In quella cultura, le persone consideravano il nome di una persona qualcosa di più di una semplice etichetta per identificare quella persona. Credevano che qualcosa dell’identità della persona fosse legato al nome, che il nome esprimesse qualcosa del carattere essenziale della persona e che possedesse qualcosa del potere di colui che portava quel nome. Ancora oggi quando parliamo della reputazione di una persona, parliamo di qualcosa che esprime l’essenza di quella persona. La reputazione di una persona trasmette anche un certo potere o mancanza di esso.

“… affinché nel nome di Gesù si pieghi ogni ginocchio nei cieli, sulla terra e sotto la terra” (10). Qui l’Apostolo usa la formulazione di Isaia 45:23, “Ogni ginocchio si piegherà davanti a me. Applicando questo linguaggio di Jahvé a Gesù Cristo, Paolo sta mettendo Gesù sullo stesso piano di Dio. L’oracolo di Isaia contrappone Dio, “che ha creato i cieli, che ha formato la terra e l’ha fatta” (Isaia 45:18) — con gli idoli babilonesi, dèi di legno che non potevano salvare (Isaia 45:20) . Dio ha detto:Volgetevi a me e siate salvati, voi tutte le estremità della terra! Poiché io sono Dio, e non ce n’è nessun altro. … ogni ginocchio si piegherà davanti a me (Isaia 45:22-23). Piegare il ginocchio, ovviamente, è un segno di omaggio, deferenza. È la persona minore che riconosce il più grande – l’umano che riconosce il divino – la creazione che riconosce il Creatore. Mostra sottomissione a un potere superiore. Le persone si inginocchieranno sulla terra. Ciò includerà coloro che non lo hanno riconosciuto durante la loro vita ma che lo vedranno seduto sul suo trono divino e pronunciare il giudizio.
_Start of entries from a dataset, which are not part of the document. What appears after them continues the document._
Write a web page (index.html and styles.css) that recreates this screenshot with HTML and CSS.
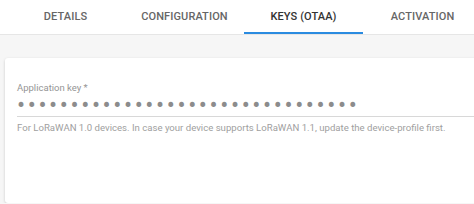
FILE: index.html
```html
<!DOCTYPE html>
<html lang="en">
<head>
  <meta charset="UTF-8" />
  <meta name="viewport" content="width=device-width, initial-scale=1.0"/>
  <title>Device keys</title>
  <link rel="stylesheet" href="styles.css">
</head>
<body>
  <nav class="tabs">
    <a class="tab">Details</a>
    <a class="tab">Configuration</a>
    <a class="tab active">Keys (OTAA)</a>
    <a class="tab">Activation</a>
  </nav>

  <main class="content">
    <section class="card">
      <div class="field">
        <label for="appKey">Application key *</label>
        <input id="appKey" type="password" value="00000000000000000000000000000000" readonly />
      </div>
      <p class="help">For LoRaWAN 1.0 devices. In case your device supports LoRaWAN 1.1, update the device-profile first.</p>
    </section>
  </main>
</body>
</html>
```

FILE: styles.css
```css
body {
  margin: 0;
  background: #f6f6f6;
  font-family: Roboto, 'Liberation Sans', sans-serif;
  overflow: hidden;
}

.tabs {
  display: flex;
  height: 34px;
  padding-left: 6px;
  background: #fff;
  border-bottom: 1px solid #e6e6e6;
}

.tab {
  flex: 0 0 119px;
  box-sizing: border-box;
  height: 34px;
  line-height: 33px;
  text-align: center;
  text-transform: uppercase;
  font-size: 11px;
  font-weight: 500;
  letter-spacing: 0.1px;
  color: #666;
  white-space: nowrap;
}

.tab.active {
  color: #333;
  border-bottom: 2px solid #2a8be0;
}

.content {
  padding: 23px 0 0 5px;
}

.card {
  width: 500px;
  height: 145px;
  box-sizing: border-box;
  padding: 24px 0 0 12px;
  background: #fff;
  border-radius: 3px;
  box-shadow: 0 1px 3px rgba(0, 0, 0, 0.18);
}

.field label {
  display: block;
  font-size: 9.5px;
  line-height: 12px;
  color: #959595;
}

.field input {
  display: block;
  width: 100%;
  box-sizing: content-box;
  height: 17px;
  margin-top: 2px;
  padding: 0 0 3px;
  border: none;
  border-bottom: 1px solid #d8d8d8;
  font-family: inherit;
  font-size: 24px;
  line-height: 17px;
  color: #8c8c8c;
  letter-spacing: 2.6px;
  outline: none;
  background: transparent;
}

.help {
  margin: 5px 0 0;
  font-size: 9.6px;
  line-height: 12px;
  color: #a0a0a0;
  white-space: nowrap;
}
```
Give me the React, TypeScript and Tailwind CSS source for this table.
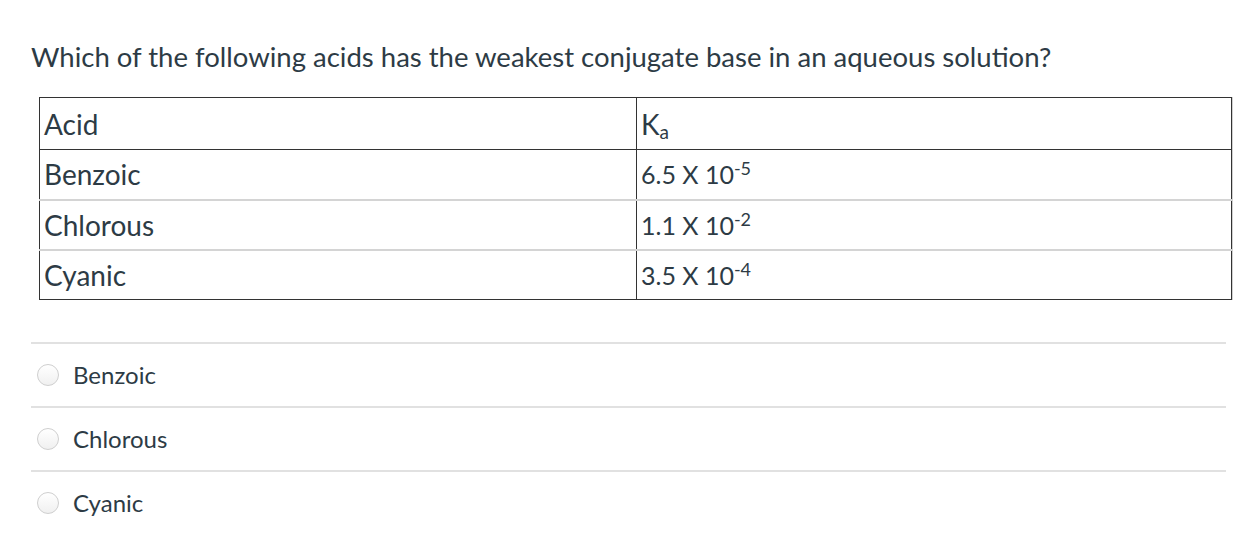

“… e ogni lingua confessi che Gesù Cristo è il Signore, alla gloria di Dio Padre” (11). Il Nuovo Testamento usa spesso Signore per parlare di Dio. Paolo collega la signoria di Dio e Gesù con le sue parole: “Gesù Cristo è il Signore”.  I primi cristiani vivevano in un ambiente in cui ci si aspettava che la gente dicesse: “Cesare è il Signore”. Sebbene questo avesse lo scopo di designare Cesare come sovrano del regno romano, tendeva anche ad assumere connotazioni spirituali: Cesare era il Signore in una sorta di senso spirituale. Accade anche oggi per le ”autorità” a cui si attribuisce autorità ultima: può essere un leader politico, “il popolo”, “la legge” (umana), e indubbiamente “lo Stato”: vi è sempre un misticismo che accompagna il culto dello Stato e le sue cerimonie celebrative. Credendo che, però, Gesù fosse l’unico e solo Signore, i primi cristiani si rifiutavano di dire: “Cesare è il Signore” e spesso per quello morivano violentemente. In quel tempo dire: «Gesù Cristo è il Signore», richiedeva fede e coraggio. Paolo allora era in prigione, in attesa di giudizio per difendersi dalle accuse. Tuttavia, scrive parole che potrebbero essere interpretate come sovversive: che Gesù Cristo è il Signore. Non se ne vergogna, né addolcisce il concetto. Dice che confessare la signoria di Cristo rende onore a Dio Padre. Gesù Cristo è la manifestazione di Dio. Dio Padre e Dio Figlio sono per lui l’autorità ultima che deve costituire il criterio di ogni comportamento, e non solo a livello personale, ma anche dal punto di vista sociale e politico. E’ così per noi? Così un giorno sarà per tutti, che piaccia o non piaccia! Sono forse queste pretese totalitarie? Un ”integrismo” che si contrappone alla “laicità” (altro idolo moderno)? Che dicano quel che vogliono:Infatti c’è un solo Dio e anche un solo mediatore fra Dio e gli uomini, Cristo Gesù uomo, il quale diede se stesso come prezzo di riscatto per tutti” (1 Timoteo 2:5-7).